What the task asks: Copy each line below in which the word "components" occurs.

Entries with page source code
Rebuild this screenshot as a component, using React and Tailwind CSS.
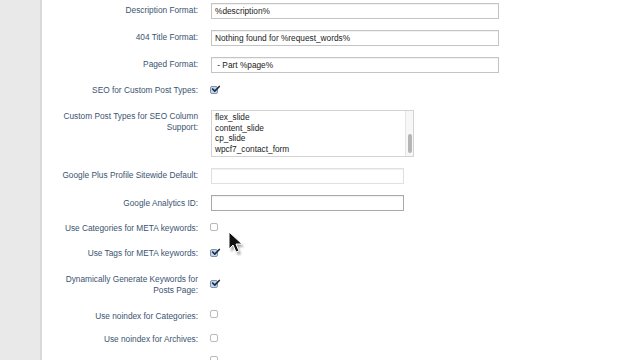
import { Check } from 'lucide-react';

const font = { fontFamily: '"Liberation Sans", Arial, sans-serif' };

function Label({ children }) {
    return (
        <div className="w-[156px] shrink-0 text-right text-[8.3px] leading-[11px] text-[#3b5470]">
            {children}
        </div>
    );
}

function Box({ checked }) {
    if (checked) {
        return (
            <div className="relative w-[8px] h-[8px] rounded-[2px] border border-[#7d93ae] bg-[#c5d5ea]">
                <Check size={10} strokeWidth={4} className="absolute -top-[3px] left-0 text-[#1b2c47]" />
            </div>
        );
    }
    return <div className="w-[8px] h-[8px] rounded-[2px] border border-[#b9b9b9] bg-white" />;
}

function Row({ h, label, children, top = false, pt = 0 }) {
    return (
        <div className={`shrink-0 flex gap-[13px] ${top ? 'items-start' : 'items-center'}`} style={{ height: h, paddingTop: pt }}>
            <Label>{label}</Label>
            <div className="flex-1">{children}</div>
        </div>
    );
}

function TextInput({ value, w = 'w-[288px]', border = 'border-[#c4c4c4]' }) {
    return (
        <div className={`${w} h-[16px] border ${border} bg-white px-[3px] text-[8.3px] leading-[14px] text-[#222] shadow-[inset_0_1px_1px_rgba(0,0,0,0.06)]`}>
            {value}
        </div>
    );
}

export default function App() {
    return (
        <div className="w-[640px] h-[360px] overflow-hidden flex bg-white relative" style={font}>
            <div className="w-[40px] shrink-0 bg-[#e9e9e9]" />
            <div className="w-[2px] shrink-0 bg-[#dadada]" />
            <div className="flex-1 flex flex-col">
                <Row h={21} label="Description Format:">
                    <TextInput value="%description%" />
                </Row>
                <Row h={33} label="404 Title Format:">
                    <TextInput value="Nothing found for %request_words%" />
                </Row>
                <Row h={21} label="Paged Format:">
                    <TextInput value={'\u00a0- Part %page%'} />
                </Row>
                <Row h={30} label="SEO for Custom Post Types:">
                    <div className="-ml-[1px]"><Box checked /></div>
                </Row>
                <Row h={57} pt={5} top label={<span className="block pt-[1px]">Custom Post Types for SEO Column<br />Support:</span>}>
                    <div className="w-[203px] h-[47px] border border-[#d3d3d3] bg-white flex">
                        <div className="flex-1 px-[3px] pt-[1px] text-[8.3px] leading-[10.7px] text-[#222]">
                            <div>flex_slide</div>
                            <div>content_slide</div>
                            <div>cp_slide</div>
                            <div>wpcf7_contact_form</div>
                        </div>
                        <div className="w-[8px] border-l border-[#e6e6e6] bg-[#f7f7f7] flex flex-col justify-end pb-[3px] items-center">
                            <div className="w-[4px] h-[19px] rounded-full bg-[#b5b5b5]" />
                        </div>
                    </div>
                </Row>
                <Row h={27} label="Google Plus Profile Sitewide Default:">
                    <TextInput value="" w="w-[193px]" border="border-[#e0e0e0]" />
                </Row>
                <Row h={28} label="Google Analytics ID:">
                    <TextInput value="" w="w-[193px]" border="border-[#a9a9a9]" />
                </Row>
                <Row h={22} label="Use Categories for META keywords:">
                    <div className="-ml-[1px] -mt-[2px]"><Box /></div>
                </Row>
                <Row h={28} label="Use Tags for META keywords:">
                    <div className="-ml-[1px]"><Box checked /></div>
                </Row>
                <Row h={35} label={<span>Dynamically Generate Keywords for<br />Posts Page:</span>}>
                    <div className="-ml-[1px] -mt-[2px]"><Box checked /></div>
                </Row>
                <Row h={28} label="Use noindex for Categories:">
                    <div className="-ml-[1px] -mt-[5px]"><Box /></div>
                </Row>
                <Row h={18} label="Use noindex for Archives:">
                    <div className="-ml-[1px] -mt-[2px]"><Box /></div>
                </Row>
                <Row h={28} label="">
                    <div className="-ml-[1px] -mt-[4px]"><Box /></div>
                </Row>
            </div>
            {/* mouse pointer */}
            <svg className="absolute left-[227px] top-[230px]" width="20" height="28" viewBox="0 0 20 28">
                <defs>
                    <filter id="sh" x="-50%" y="-50%" width="200%" height="200%">
                        <feGaussianBlur stdDeviation="1.2" />
                    </filter>
                </defs>
                <path d="M3 3 L3 20 L7 16 L10 23 L13 22 L10 15 L16 15 Z" fill="rgba(0,0,0,0.35)" filter="url(#sh)" transform="translate(1,2)" />
                <path d="M2 2 L2 19 L6 15 L9 22 L12 21 L9 14 L15 14 Z" fill="#111" stroke="#fff" strokeWidth="1" strokeLinejoin="round" />
            </svg>
        </div>
    );
}
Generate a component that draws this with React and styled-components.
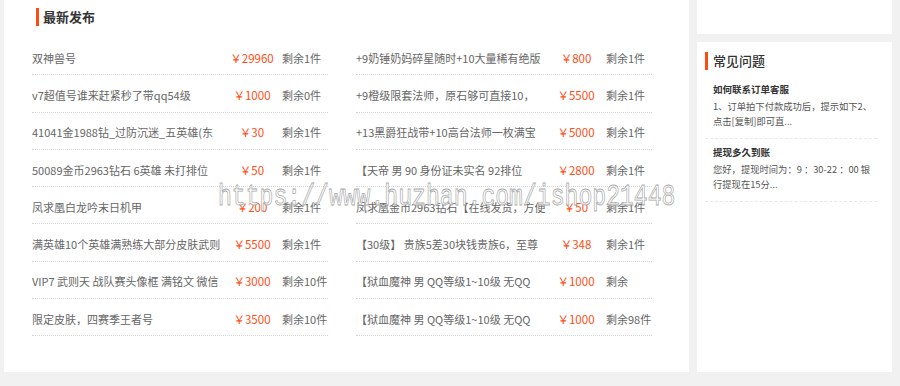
import React from "react";
import styled, { createGlobalStyle } from "styled-components";

const GlobalStyle = createGlobalStyle`
  body {
    margin: 0;
    background: #f1f1f1;
    font-family: "Noto Sans CJK SC", "Liberation Sans", sans-serif;
  }
`;

const Page = styled.div`
  position: relative;
  display: flex;
  gap: 8px;
  padding-left: 4px;
  height: 386px;
  overflow: hidden;
`;

const MainPanel = styled.section`
  width: 685px;
  height: 372px;
  box-sizing: border-box;
  background: #fff;
  padding: 8px 0 0 28px;
`;

const Title = styled.h2`
  margin: 0 0 0 ${(p) => p.indent || 0}px;
  height: 18px;
  line-height: 18px;
  border-left: 3px solid #ff4a12;
  padding-left: ${(p) => p.gap || 4}px;
  font-size: 13px;
  font-weight: ${(p) => p.weight || 700};
  color: #333;
`;

const Grid = styled.ul`
  list-style: none;
  margin: 12px 0 0;
  padding: 0;
  display: grid;
  grid-template-columns: 296px 296px;
  column-gap: 28px;
`;

const Row = styled.li`
  display: flex;
  align-items: center;
  height: 37.3px;
  padding-top: 3px;
  box-sizing: border-box;
  border-bottom: 1px dotted #d6d6d6;
  font-size: 11px;
  color: #666;
  white-space: nowrap;
  overflow: hidden;
`;

const Name = styled.span`
  flex: none;
  width: 190px;
  overflow: hidden;
`;

const Price = styled.span`
  flex: none;
  width: 60px;
  text-align: center;
  font-size: 11.5px;
  color: #ff4e16;
`;

const Stock = styled.span`
  flex: none;
  color: #666;
`;

const Side = styled.aside`
  width: 195px;
  display: flex;
  flex-direction: column;
  gap: 8px;
`;

const TopCard = styled.div`
  height: 34px;
  background: #fff;
`;

const FaqCard = styled.div`
  height: 330px;
  box-sizing: border-box;
  background: #fff;
  padding: 10px 15px 0 8px;
`;

const FaqList = styled.div`
  margin-top: 6px;
`;

const FaqItem = styled.div`
  padding: 5px 0 9px 8px;
  border-bottom: 1px dashed #eaeaea;
`;

const Question = styled.div`
  font-size: 9.5px;
  font-weight: 700;
  line-height: 16px;
  color: #333;
`;

const Answer = styled.div`
  margin-top: 2px;
  font-size: 9.3px;
  line-height: 15px;
  color: #555;
`;

const Watermark = styled.div`
  position: absolute;
  left: 218px;
  top: 182px;
  font-family: "Liberation Mono", monospace;
  font-size: 30px;
  line-height: 30px;
  white-space: nowrap;
  color: rgba(255, 255, 255, 0.85);
  -webkit-text-stroke: 0.8px #a8a8a8;
  transform: scaleX(0.77);
  transform-origin: left top;
  pointer-events: none;
`;

const goods = [
  ["双神兽号", "29960", "剩余1件"],
  ["+9奶锤奶妈碎星随时+10大量稀有绝版", "800", "剩余1件"],
  ["v7超值号谁来赶紧秒了带qq54级", "1000", "剩余0件"],
  ["+9橙级限套法师，原石够可直接10，", "5500", "剩余1件"],
  ["41041金1988钻_过防沉迷_五英雄(东", "30", "剩余1件"],
  ["+13黑爵狂战带+10高台法师一枚满宝", "5000", "剩余1件"],
  ["50089金币2963钻石 6英雄 未打排位", "50", "剩余1件"],
  ["【天帝 男 90 身份证未实名 92排位", "2800", "剩余1件"],
  ["凤求凰白龙吟末日机甲", "200", "剩余1件"],
  ["凤求凰金币2963钻石【在线发货，方便", "50", "剩余1件"],
  ["满英雄10个英雄满熟练大部分皮肤武则", "5500", "剩余1件"],
  ["【30级】 贵族5差30块钱贵族6，至尊", "348", "剩余1件"],
  ["VIP7 武则天 战队赛头像框 满铭文 微信", "3000", "剩余10件"],
  ["【狱血魔神 男 QQ等级1~10级 无QQ", "1000", "剩余"],
  ["限定皮肤，四赛季王者号", "3500", "剩余10件"],
  ["【狱血魔神 男 QQ等级1~10级 无QQ", "1000", "剩余98件"],
];

const faqs = [
  {
    q: "如何联系订单客服",
    a: "1、订单拍下付款成功后，提示如下2、点击[复制]即可直...",
  },
  {
    q: "提现多久到账",
    a: "您好，提现时间为：9 ：30-22 ：00 银行提现在15分...",
  },
];

const App = () => {
  return (
    <>
      <GlobalStyle />
      <Page>
        <MainPanel>
          <Title indent={4}>最新发布</Title>
          <Grid>
            {goods.map(([name, price, stock], i) => (
              <Row key={i}>
                <Name>{name}</Name>
                <Price>￥{price}</Price>
                <Stock>{stock}</Stock>
              </Row>
            ))}
          </Grid>
        </MainPanel>
        <Side>
          <TopCard />
          <FaqCard>
            <Title gap={5} weight={500}>常见问题</Title>
            <FaqList>
              {faqs.map((f) => (
                <FaqItem key={f.q}>
                  <Question>{f.q}</Question>
                  <Answer>{f.a}</Answer>
                </FaqItem>
              ))}
            </FaqList>
          </FaqCard>
        </Side>
        <Watermark>https://www.huzhan.com/ishop21448</Watermark>
      </Page>
    </>
  );
};

export default App;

Solved problem:
Generate a component that draws this with React and styled-components.
import styled, { createGlobalStyle } from "styled-components";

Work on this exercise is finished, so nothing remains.